Entries shown:
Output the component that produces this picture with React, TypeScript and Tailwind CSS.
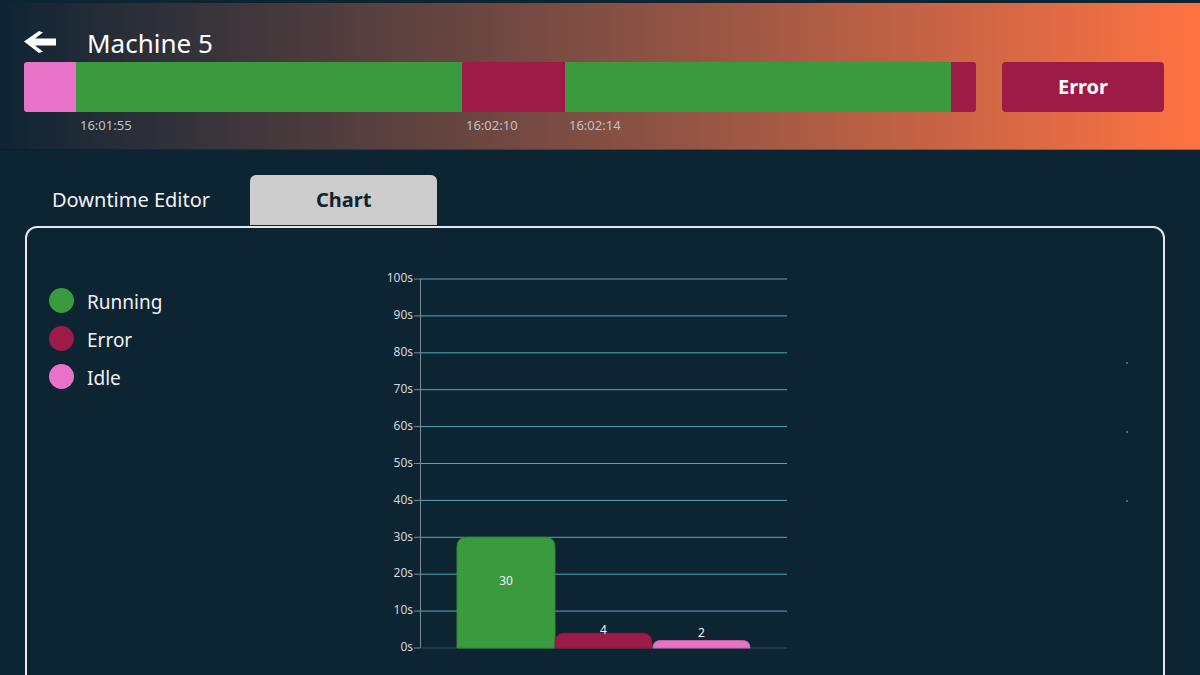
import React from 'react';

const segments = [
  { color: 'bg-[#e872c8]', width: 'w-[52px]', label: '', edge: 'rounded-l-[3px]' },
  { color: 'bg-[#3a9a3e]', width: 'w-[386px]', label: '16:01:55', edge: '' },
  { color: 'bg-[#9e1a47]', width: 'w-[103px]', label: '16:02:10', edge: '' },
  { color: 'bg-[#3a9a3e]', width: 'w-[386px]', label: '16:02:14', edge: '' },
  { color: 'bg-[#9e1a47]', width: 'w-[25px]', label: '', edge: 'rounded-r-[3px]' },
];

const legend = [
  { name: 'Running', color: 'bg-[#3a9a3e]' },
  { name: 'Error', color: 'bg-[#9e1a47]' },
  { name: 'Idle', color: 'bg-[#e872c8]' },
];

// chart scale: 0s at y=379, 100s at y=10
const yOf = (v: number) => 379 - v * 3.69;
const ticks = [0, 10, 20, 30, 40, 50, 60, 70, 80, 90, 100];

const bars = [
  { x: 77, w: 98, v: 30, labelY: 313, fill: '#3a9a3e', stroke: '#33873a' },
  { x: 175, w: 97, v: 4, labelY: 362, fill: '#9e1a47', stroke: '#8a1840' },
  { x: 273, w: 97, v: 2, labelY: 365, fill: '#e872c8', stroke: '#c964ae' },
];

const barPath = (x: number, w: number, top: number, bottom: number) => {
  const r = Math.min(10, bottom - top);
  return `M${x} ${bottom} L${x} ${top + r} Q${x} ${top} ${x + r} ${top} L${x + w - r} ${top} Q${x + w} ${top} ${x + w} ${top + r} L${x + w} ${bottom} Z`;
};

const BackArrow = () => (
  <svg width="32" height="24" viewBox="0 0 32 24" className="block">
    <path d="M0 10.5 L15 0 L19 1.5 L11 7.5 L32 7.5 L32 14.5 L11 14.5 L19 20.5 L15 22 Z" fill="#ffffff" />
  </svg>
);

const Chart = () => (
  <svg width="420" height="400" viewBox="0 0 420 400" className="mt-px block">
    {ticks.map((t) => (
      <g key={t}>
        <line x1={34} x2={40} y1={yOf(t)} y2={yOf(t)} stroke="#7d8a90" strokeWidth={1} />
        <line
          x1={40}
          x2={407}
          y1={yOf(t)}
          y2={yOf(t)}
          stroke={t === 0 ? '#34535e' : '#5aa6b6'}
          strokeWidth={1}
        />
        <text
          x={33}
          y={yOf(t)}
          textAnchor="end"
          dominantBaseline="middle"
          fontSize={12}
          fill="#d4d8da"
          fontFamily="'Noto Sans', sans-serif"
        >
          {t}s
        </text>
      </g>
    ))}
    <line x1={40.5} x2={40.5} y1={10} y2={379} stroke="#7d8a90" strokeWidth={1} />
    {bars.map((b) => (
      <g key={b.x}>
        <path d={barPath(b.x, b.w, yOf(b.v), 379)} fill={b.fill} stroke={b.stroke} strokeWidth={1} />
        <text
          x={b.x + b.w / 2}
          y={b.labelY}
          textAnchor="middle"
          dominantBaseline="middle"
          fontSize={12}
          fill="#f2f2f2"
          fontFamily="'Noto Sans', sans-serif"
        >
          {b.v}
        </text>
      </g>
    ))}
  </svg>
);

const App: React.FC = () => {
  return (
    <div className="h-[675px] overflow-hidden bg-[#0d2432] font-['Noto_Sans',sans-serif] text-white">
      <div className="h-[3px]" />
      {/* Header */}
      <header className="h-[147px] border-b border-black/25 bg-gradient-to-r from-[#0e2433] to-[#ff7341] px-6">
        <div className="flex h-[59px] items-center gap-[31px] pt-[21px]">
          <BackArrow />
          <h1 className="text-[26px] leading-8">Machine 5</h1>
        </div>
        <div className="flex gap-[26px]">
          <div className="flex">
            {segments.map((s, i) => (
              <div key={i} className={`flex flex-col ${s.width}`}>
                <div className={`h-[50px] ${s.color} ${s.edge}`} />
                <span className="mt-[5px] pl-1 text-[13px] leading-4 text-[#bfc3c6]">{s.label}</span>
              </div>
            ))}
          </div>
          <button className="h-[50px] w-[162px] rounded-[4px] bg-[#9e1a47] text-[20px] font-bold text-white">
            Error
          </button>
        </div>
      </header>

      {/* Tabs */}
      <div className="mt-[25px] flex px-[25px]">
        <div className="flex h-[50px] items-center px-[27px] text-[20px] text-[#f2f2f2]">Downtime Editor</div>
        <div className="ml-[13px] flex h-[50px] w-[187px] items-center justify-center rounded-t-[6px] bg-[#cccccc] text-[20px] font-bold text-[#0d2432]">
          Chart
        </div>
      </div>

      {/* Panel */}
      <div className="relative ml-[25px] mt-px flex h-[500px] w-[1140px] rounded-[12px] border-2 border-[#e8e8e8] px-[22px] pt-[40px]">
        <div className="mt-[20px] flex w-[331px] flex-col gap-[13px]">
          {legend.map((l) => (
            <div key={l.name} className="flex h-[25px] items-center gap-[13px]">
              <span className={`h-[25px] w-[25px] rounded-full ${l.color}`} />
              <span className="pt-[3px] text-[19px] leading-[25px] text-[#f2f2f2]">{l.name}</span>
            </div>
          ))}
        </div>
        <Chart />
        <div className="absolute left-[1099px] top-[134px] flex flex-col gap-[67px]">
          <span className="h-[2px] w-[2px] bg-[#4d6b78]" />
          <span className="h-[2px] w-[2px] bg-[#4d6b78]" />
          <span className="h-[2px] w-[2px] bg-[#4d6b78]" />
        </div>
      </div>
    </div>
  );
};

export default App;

...

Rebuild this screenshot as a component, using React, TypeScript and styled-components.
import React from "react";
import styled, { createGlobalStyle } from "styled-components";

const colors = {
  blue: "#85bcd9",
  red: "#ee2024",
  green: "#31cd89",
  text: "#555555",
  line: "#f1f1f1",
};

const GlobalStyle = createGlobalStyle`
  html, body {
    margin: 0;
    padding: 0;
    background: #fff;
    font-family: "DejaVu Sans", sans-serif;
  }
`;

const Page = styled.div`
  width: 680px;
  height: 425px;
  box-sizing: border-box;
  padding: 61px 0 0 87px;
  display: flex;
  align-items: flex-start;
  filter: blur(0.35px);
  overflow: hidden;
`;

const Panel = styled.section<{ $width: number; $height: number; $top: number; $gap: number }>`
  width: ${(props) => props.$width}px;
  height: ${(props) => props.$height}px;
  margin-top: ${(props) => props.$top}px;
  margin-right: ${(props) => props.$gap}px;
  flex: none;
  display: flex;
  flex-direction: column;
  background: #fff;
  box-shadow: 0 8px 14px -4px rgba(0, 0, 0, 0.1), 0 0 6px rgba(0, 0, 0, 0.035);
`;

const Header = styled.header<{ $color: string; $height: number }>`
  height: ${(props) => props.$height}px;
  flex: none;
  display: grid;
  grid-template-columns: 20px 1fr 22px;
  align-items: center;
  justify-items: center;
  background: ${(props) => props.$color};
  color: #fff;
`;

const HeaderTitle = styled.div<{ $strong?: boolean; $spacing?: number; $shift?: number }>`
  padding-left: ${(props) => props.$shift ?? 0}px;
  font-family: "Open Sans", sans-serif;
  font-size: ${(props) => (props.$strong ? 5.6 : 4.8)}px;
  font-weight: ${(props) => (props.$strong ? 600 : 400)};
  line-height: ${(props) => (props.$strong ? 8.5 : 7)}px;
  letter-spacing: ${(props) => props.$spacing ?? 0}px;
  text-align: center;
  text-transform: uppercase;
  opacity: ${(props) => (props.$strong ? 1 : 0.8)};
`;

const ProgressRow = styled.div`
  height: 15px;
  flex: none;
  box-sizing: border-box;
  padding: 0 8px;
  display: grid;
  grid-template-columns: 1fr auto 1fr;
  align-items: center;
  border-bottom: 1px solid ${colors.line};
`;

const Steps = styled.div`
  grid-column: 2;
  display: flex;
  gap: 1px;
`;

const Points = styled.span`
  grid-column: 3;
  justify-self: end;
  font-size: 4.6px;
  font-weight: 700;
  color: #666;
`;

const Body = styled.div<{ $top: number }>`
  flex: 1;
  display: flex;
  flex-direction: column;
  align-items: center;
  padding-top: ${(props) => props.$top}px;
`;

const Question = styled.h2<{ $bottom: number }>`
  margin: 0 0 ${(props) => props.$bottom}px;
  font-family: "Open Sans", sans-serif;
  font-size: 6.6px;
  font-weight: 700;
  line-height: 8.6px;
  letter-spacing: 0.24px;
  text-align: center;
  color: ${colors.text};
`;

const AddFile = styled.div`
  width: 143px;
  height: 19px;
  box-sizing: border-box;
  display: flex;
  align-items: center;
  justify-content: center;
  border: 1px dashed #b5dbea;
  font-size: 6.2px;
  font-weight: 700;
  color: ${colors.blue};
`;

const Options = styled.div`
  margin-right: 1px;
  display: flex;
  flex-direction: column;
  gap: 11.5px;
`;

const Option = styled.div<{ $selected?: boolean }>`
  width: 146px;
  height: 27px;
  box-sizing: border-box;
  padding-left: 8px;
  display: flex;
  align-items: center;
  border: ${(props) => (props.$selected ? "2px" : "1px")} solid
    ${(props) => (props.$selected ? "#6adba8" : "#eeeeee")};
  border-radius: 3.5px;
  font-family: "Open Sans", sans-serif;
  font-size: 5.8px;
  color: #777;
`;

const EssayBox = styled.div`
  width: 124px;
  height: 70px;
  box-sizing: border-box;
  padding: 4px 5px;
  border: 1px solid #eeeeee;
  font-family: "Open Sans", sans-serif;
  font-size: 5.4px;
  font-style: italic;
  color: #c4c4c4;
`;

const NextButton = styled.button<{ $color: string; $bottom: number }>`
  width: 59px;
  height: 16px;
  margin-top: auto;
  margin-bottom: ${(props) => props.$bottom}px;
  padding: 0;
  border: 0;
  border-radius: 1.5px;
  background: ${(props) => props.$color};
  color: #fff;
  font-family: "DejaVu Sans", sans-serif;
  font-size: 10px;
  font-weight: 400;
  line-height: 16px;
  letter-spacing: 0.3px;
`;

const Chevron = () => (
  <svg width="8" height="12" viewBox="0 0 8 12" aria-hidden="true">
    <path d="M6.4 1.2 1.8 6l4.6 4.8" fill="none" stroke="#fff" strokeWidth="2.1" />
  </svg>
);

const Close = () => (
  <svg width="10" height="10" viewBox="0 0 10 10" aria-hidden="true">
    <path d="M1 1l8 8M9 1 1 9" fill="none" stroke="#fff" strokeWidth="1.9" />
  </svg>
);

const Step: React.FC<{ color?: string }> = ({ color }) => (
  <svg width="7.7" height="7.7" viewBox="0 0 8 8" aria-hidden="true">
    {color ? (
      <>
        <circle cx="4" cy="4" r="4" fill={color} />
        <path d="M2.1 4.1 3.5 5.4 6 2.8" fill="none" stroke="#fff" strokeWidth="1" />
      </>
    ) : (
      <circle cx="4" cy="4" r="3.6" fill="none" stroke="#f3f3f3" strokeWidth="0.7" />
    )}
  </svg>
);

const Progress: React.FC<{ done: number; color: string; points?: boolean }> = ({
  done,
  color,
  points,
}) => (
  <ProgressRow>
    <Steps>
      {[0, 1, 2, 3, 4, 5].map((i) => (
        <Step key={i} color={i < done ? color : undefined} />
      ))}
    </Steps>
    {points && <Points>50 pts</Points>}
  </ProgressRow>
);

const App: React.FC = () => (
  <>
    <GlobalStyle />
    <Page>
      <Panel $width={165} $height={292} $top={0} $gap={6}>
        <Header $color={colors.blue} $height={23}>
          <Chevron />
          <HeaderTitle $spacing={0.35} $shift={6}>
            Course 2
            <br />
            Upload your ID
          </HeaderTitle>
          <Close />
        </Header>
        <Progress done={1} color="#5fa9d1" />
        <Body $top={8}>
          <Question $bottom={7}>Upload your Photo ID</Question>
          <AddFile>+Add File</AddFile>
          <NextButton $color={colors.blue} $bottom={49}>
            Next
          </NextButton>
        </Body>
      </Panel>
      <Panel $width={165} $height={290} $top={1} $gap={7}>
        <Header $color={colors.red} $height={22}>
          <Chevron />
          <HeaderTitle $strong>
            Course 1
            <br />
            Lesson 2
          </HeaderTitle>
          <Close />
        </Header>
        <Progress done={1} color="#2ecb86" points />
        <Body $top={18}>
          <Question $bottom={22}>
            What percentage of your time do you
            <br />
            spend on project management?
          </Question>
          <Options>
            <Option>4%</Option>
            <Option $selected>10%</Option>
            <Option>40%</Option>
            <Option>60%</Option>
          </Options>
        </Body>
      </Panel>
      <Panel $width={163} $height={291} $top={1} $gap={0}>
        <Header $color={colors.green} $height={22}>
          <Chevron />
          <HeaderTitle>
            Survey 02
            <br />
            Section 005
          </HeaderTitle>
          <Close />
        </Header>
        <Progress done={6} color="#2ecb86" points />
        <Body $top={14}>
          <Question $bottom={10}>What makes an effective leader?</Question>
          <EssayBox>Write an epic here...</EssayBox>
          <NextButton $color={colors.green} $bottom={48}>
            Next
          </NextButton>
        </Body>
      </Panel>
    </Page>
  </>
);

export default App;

--

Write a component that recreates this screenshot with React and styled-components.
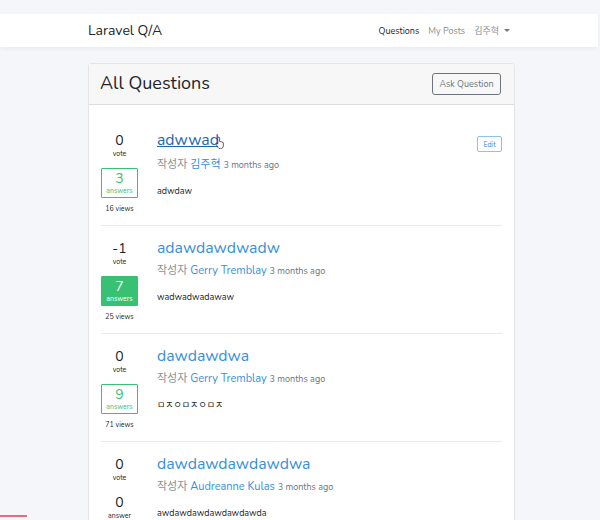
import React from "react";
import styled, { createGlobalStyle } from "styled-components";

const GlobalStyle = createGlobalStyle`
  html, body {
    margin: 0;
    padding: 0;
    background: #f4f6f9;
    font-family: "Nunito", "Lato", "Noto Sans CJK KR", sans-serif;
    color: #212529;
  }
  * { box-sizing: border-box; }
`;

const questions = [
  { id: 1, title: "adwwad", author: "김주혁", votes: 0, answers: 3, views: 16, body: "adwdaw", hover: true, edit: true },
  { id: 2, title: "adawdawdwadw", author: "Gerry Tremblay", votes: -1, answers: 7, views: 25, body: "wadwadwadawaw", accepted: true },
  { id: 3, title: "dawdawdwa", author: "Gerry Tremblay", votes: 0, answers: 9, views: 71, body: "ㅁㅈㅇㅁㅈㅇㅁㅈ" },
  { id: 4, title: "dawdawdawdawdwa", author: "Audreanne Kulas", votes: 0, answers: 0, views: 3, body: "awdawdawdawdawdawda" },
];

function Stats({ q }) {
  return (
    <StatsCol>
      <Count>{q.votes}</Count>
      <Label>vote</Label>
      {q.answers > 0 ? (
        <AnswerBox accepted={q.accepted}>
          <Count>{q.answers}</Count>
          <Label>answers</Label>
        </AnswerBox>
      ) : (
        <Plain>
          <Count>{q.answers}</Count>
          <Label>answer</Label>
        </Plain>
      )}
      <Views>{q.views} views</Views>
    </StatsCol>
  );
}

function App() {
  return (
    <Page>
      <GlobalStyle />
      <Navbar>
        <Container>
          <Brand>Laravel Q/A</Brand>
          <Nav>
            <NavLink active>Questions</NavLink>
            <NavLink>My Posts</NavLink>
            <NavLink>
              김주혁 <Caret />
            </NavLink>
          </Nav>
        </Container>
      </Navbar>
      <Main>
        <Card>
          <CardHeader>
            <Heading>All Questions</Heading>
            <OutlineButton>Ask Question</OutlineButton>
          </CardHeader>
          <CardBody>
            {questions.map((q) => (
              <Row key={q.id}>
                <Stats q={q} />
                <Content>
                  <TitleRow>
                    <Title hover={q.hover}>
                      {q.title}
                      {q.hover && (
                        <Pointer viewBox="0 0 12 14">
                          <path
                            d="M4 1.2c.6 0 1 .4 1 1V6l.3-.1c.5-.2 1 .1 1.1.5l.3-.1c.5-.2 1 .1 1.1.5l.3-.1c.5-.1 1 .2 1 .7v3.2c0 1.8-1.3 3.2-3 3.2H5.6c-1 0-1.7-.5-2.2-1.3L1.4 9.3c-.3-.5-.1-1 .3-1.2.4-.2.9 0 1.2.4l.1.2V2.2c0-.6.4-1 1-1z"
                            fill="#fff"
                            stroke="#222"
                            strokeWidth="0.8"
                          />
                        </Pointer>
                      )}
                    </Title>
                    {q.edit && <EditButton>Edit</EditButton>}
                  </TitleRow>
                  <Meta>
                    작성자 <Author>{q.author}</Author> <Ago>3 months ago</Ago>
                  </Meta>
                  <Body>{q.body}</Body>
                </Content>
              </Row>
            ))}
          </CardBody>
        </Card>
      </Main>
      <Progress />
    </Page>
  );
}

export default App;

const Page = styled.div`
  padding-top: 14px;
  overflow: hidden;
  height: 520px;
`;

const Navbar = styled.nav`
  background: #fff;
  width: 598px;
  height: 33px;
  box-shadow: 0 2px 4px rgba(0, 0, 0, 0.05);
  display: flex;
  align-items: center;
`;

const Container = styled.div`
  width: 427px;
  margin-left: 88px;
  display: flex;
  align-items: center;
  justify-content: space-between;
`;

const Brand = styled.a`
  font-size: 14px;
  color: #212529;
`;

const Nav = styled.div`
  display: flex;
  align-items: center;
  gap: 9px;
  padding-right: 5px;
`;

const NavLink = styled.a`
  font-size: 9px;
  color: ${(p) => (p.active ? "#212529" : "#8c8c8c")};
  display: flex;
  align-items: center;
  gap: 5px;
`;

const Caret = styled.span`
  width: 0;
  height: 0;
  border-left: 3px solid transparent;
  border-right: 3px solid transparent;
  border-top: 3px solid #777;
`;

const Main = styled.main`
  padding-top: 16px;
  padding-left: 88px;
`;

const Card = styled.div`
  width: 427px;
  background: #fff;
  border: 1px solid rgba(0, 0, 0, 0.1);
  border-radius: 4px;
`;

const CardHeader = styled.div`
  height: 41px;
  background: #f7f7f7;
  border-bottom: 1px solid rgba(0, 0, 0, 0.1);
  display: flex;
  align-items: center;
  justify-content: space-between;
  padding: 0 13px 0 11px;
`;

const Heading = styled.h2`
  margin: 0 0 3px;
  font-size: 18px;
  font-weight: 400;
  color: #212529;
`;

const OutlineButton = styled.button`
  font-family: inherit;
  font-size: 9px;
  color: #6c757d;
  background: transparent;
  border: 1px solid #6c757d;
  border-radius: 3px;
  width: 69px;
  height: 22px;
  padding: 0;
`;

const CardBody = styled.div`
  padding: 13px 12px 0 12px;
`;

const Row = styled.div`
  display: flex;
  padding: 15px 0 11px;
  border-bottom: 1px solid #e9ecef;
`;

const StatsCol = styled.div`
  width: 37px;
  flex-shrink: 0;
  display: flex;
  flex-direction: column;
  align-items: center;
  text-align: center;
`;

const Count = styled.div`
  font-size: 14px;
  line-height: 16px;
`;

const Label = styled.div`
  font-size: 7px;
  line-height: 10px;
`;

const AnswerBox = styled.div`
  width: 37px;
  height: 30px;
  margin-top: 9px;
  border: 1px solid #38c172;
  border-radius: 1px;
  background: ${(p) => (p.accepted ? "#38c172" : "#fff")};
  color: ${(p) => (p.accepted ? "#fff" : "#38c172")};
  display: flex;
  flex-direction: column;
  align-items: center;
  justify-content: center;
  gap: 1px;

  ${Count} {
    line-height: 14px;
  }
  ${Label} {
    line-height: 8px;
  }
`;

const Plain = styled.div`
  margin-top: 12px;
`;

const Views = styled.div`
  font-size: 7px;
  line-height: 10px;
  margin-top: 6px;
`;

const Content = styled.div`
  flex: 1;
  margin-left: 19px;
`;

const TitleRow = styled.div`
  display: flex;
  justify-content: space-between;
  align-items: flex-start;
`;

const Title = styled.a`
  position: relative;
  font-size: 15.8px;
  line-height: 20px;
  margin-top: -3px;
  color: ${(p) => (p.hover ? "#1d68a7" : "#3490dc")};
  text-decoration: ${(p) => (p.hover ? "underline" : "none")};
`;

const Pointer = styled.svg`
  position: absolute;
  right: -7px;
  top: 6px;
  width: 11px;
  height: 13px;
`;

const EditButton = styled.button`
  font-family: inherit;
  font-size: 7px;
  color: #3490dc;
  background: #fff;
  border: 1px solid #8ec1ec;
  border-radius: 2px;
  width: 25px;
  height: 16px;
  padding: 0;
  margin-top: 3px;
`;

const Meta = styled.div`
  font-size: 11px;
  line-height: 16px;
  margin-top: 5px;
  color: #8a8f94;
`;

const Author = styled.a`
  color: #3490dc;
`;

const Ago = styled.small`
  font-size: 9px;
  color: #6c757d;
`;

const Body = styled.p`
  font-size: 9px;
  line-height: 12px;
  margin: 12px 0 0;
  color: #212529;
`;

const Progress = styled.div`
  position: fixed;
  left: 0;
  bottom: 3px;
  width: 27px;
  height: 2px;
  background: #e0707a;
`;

Directions for this task: Make an exact copy of the lines from the one with "Output the component" through the one with "import React from 'react';", both ends in, and nothing else. Drop every picture.

Output:
Output the component that produces this picture with React, TypeScript and Tailwind CSS.
import React from 'react';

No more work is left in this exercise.